United States Supreme Court
452 U.S. 61 (1981)
In Schad v. Mount Ephraim, the appellants operated an adult bookstore in the commercial zone of Mount Ephraim, New Jersey. The store was equipped with licensed coin-operated devices for viewing adult films. Later, the appellants added a coin-operated mechanism that allowed customers to watch live, usually nude, dancers. Complaints were filed, and the appellants were charged with violating a zoning ordinance that prohibited live entertainment in a commercial zone. The trial court recognized that live nude dancing is protected under the First Amendment but held that the ordinance was a zoning issue, not a First Amendment one.
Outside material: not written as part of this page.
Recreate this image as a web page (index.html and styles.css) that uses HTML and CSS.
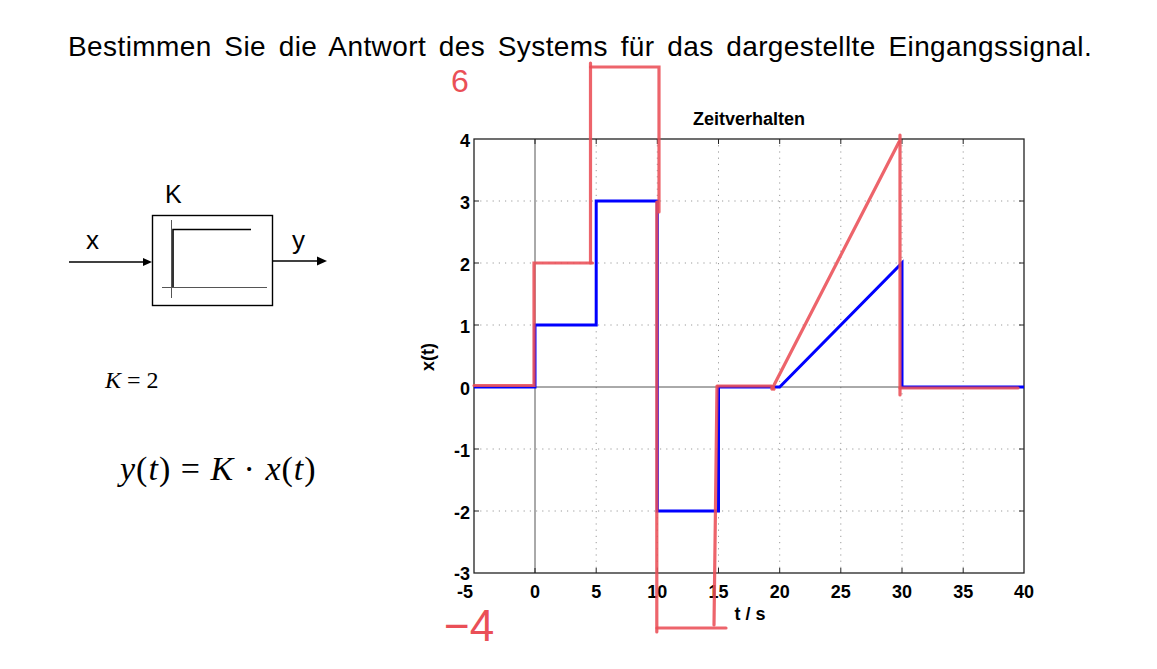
FILE: index.html
```html
<!DOCTYPE html>
<html lang="de">
<head>
<meta charset="utf-8">
<title>Systemantwort</title>
<link rel="stylesheet" href="styles.css">
</head>
<body>
<h1 class="task">Bestimmen Sie die Antwort des Systems für das dargestellte Eingangssignal.</h1>
<div class="content">
  <div class="left">
    <svg class="block" width="400" height="280" viewBox="0 60 400 280">
      <text class="blk-label" x="165" y="203">K</text>
      <text class="blk-sig" x="86" y="249">x</text>
      <text class="blk-sig" x="292" y="249">y</text>
      <line class="blk-line" x1="69" y1="262" x2="145" y2="262"/>
      <polygon class="blk-head" points="152,262 143,258 143,266"/>
      <rect class="blk-box" x="152.5" y="215.5" width="120" height="90"/>
      <line class="blk-line" x1="272" y1="261" x2="319" y2="261"/>
      <polygon class="blk-head" points="327,261 317,256.5 317,265.5"/>
      <line class="blk-axis" x1="171.5" y1="220" x2="171.5" y2="298"/>
      <line class="blk-axis" x1="162" y1="287.5" x2="267" y2="287.5"/>
      <polyline class="blk-step" points="173,287 173,229.5 251,229.5"/>
    </svg>
    <p class="eq-k"><i>K</i> = 2</p>
    <p class="eq-y"><i>y</i>(<i>t</i>) = <i>K</i> · <i>x</i>(<i>t</i>)</p>
  </div>
  <svg class="plot" width="757" height="609" viewBox="400 60 757 609">
    <g class="grid">
      <line x1="596.2" y1="139" x2="596.2" y2="573"/>
      <line x1="657.3" y1="139" x2="657.3" y2="573"/>
      <line x1="718.5" y1="139" x2="718.5" y2="573"/>
      <line x1="779.7" y1="139" x2="779.7" y2="573"/>
      <line x1="840.8" y1="139" x2="840.8" y2="573"/>
      <line x1="902" y1="139" x2="902" y2="573"/>
      <line x1="963.2" y1="139" x2="963.2" y2="573"/>
      <line x1="474" y1="201" x2="1024" y2="201"/>
      <line x1="474" y1="263" x2="1024" y2="263"/>
      <line x1="474" y1="325" x2="1024" y2="325"/>
      <line x1="474" y1="449" x2="1024" y2="449"/>
      <line x1="474" y1="511" x2="1024" y2="511"/>
    </g>
    <g class="zero">
      <line x1="535" y1="139" x2="535" y2="573"/>
      <line x1="474" y1="387" x2="1024" y2="387"/>
    </g>
    <g class="ticks">
      <path d="M535,573v-5M596.2,573v-5M657.3,573v-5M718.5,573v-5M779.7,573v-5M840.8,573v-5M902,573v-5M963.2,573v-5"/>
      <path d="M535,139v5M596.2,139v5M657.3,139v5M718.5,139v5M779.7,139v5M840.8,139v5M902,139v5M963.2,139v5"/>
      <path d="M474,201h5M474,263h5M474,325h5M474,387h5M474,449h5M474,511h5"/>
      <path d="M1024,201h-5M1024,263h-5M1024,325h-5M1024,387h-5M1024,449h-5M1024,511h-5"/>
    </g>
    <rect class="frame" x="474" y="139" width="550" height="434"/>
    <text class="ptitle" x="749" y="125">Zeitverhalten</text>
    <g class="ylab">
      <text x="470" y="147">4</text>
      <text x="470" y="209">3</text>
      <text x="470" y="271">2</text>
      <text x="470" y="333">1</text>
      <text x="470" y="395">0</text>
      <text x="470" y="457">-1</text>
      <text x="470" y="519">-2</text>
      <text x="470" y="580">-3</text>
    </g>
    <g class="xlab">
      <text x="465" y="598">-5</text>
      <text x="535" y="598">0</text>
      <text x="596.2" y="598">5</text>
      <text x="657.3" y="598">10</text>
      <text x="718.5" y="598">15</text>
      <text x="779.7" y="598">20</text>
      <text x="840.8" y="598">25</text>
      <text x="902" y="598">30</text>
      <text x="963.2" y="598">35</text>
      <text x="1024" y="598">40</text>
    </g>
    <text class="axname" x="750" y="620">t / s</text>
    <text class="axname" transform="translate(434 357) rotate(-90)">x(t)</text>
    <path class="blue" d="M474,387H535V325H596.2V201H657.3V511H718.5V387H779.7L902,263V387H1024"/>
    <g class="red">
      <path d="M474,385.5H534V263H592.5"/>
      <path d="M590.5,263V63"/>
      <path d="M590.5,67H659V212"/>
      <path d="M656.8,202V632"/>
      <path d="M657,628H726"/>
      <path d="M717,386L714,625"/>
      <path d="M718,386H771L774,389"/>
      <path d="M772,389L899,142"/>
      <path d="M900,135V395"/>
      <path d="M900,388H1018"/>
    </g>
    <text class="hand" x="451" y="92">6</text>
    <text class="hand hand-big" x="444" y="641">−4</text>
  </svg>
</div>
</body>
</html>
```

FILE: styles.css
```css
html, body {
  margin: 0;
  padding: 0;
  background: #ffffff;
}

body {
  width: 1157px;
  height: 669px;
  overflow: hidden;
  font-family: "Liberation Sans", Arial, sans-serif;
  color: #000;
}

.task {
  margin: 0;
  padding: 34px 0 0 68px;
  height: 26px;
  font-size: 28px;
  line-height: 26px;
  font-weight: normal;
  white-space: nowrap;
  letter-spacing: 0.4px;
  word-spacing: 4.5px;
}

.content {
  display: flex;
  height: 609px;
}

.left {
  width: 400px;
  flex: none;
}

.block {
  display: block;
}

.blk-label {
  font-family: "Liberation Sans", Arial, sans-serif;
  font-size: 25px;
}

.blk-sig {
  font-family: "Liberation Sans", Arial, sans-serif;
  font-size: 26px;
}

.blk-line {
  stroke: #000;
  stroke-width: 1.4;
}

.blk-head {
  fill: #000;
}

.blk-box {
  fill: none;
  stroke: #000;
  stroke-width: 1.4;
}

.blk-axis {
  stroke: #555;
  stroke-width: 1;
}

.blk-step {
  fill: none;
  stroke: #000;
  stroke-width: 1.6;
}

.eq-k {
  margin: 28px 0 0 105px;
  font-family: "Liberation Serif", "Times New Roman", serif;
  font-size: 24px;
  line-height: 24px;
}

.eq-y {
  margin: 57px 0 0 120px;
  font-family: "Liberation Serif", "Times New Roman", serif;
  font-size: 34px;
  line-height: 40px;
  letter-spacing: 1px;
}

.plot {
  display: block;
  flex: none;
}

.grid line {
  stroke: #9a9a9a;
  stroke-width: 1;
  stroke-dasharray: 1.2 5;
}

.zero line {
  stroke: #555;
  stroke-width: 1;
}

.ticks path {
  stroke: #222;
  stroke-width: 1;
  fill: none;
}

.frame {
  fill: none;
  stroke: #222;
  stroke-width: 1.3;
}

.ptitle {
  font-family: "Liberation Sans", Arial, sans-serif;
  font-size: 18px;
  font-weight: bold;
  text-anchor: middle;
}

.ylab text {
  font-family: "Liberation Sans", Arial, sans-serif;
  font-size: 18px;
  font-weight: bold;
  text-anchor: end;
}

.xlab text {
  font-family: "Liberation Sans", Arial, sans-serif;
  font-size: 18px;
  font-weight: bold;
  text-anchor: middle;
}

.axname {
  font-family: "Liberation Sans", Arial, sans-serif;
  font-size: 18px;
  font-weight: bold;
  text-anchor: middle;
}

.blue {
  fill: none;
  stroke: #0000ff;
  stroke-width: 3;
}

.red path {
  fill: none;
  stroke: #ea4f57;
  stroke-opacity: 0.88;
  stroke-width: 3.2;
  stroke-linecap: round;
}

.hand {
  font-family: "Liberation Sans", Arial, sans-serif;
  font-size: 32px;
  fill: #ea4f57;
}

.hand-big {
  font-size: 44px;
}
```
The Appellate Division of the New Jersey Superior Court affirmed the convictions, and the New Jersey Supreme Court denied further review. The appellants appealed to the U.S. Supreme Court, claiming that the ordinance violated their First and Fourteenth Amendment rights. The procedural history shows that the appellants were convicted in municipal court, and their appeal was denied by the New Jersey Supreme Court.
The main issue was whether the zoning ordinance that prohibited all live entertainment, including non-obscene nude dancing, in the commercial zone violated the First and Fourteenth Amendments.
The U.S. Supreme Court held that the appellants' convictions were invalid under the First and Fourteenth Amendments because Mount Ephraim failed to justify the exclusion of live entertainment from the broad range of commercial uses allowed in the borough.
The U.S. Supreme Court reasoned that the Mount Ephraim ordinance prohibited a wide range of expression protected by the First and Fourteenth Amendments, as it excluded all live entertainment throughout the borough. The Court stated that an ordinance cannot prohibit a program simply because it displays a nude human figure, and that nude dancing carries First Amendment protections. The Court found that the borough did not provide sufficient justification for excluding a broad category of protected expression from commercial use. The borough's rationale that live entertainment conflicted with its plan for a commercial area catering only to residents' "immediate needs" was deemed insufficient. Furthermore, Mount Ephraim did not demonstrate that live entertainment posed more significant issues, such as parking or police protection, than other commercial activities, nor did it show that its interests could not be met by less intrusive restrictions. Finally, the borough's claim that the ordinance was a reasonable "time, place, and manner" restriction was not supported by evidence that live entertainment was incompatible with other permitted uses.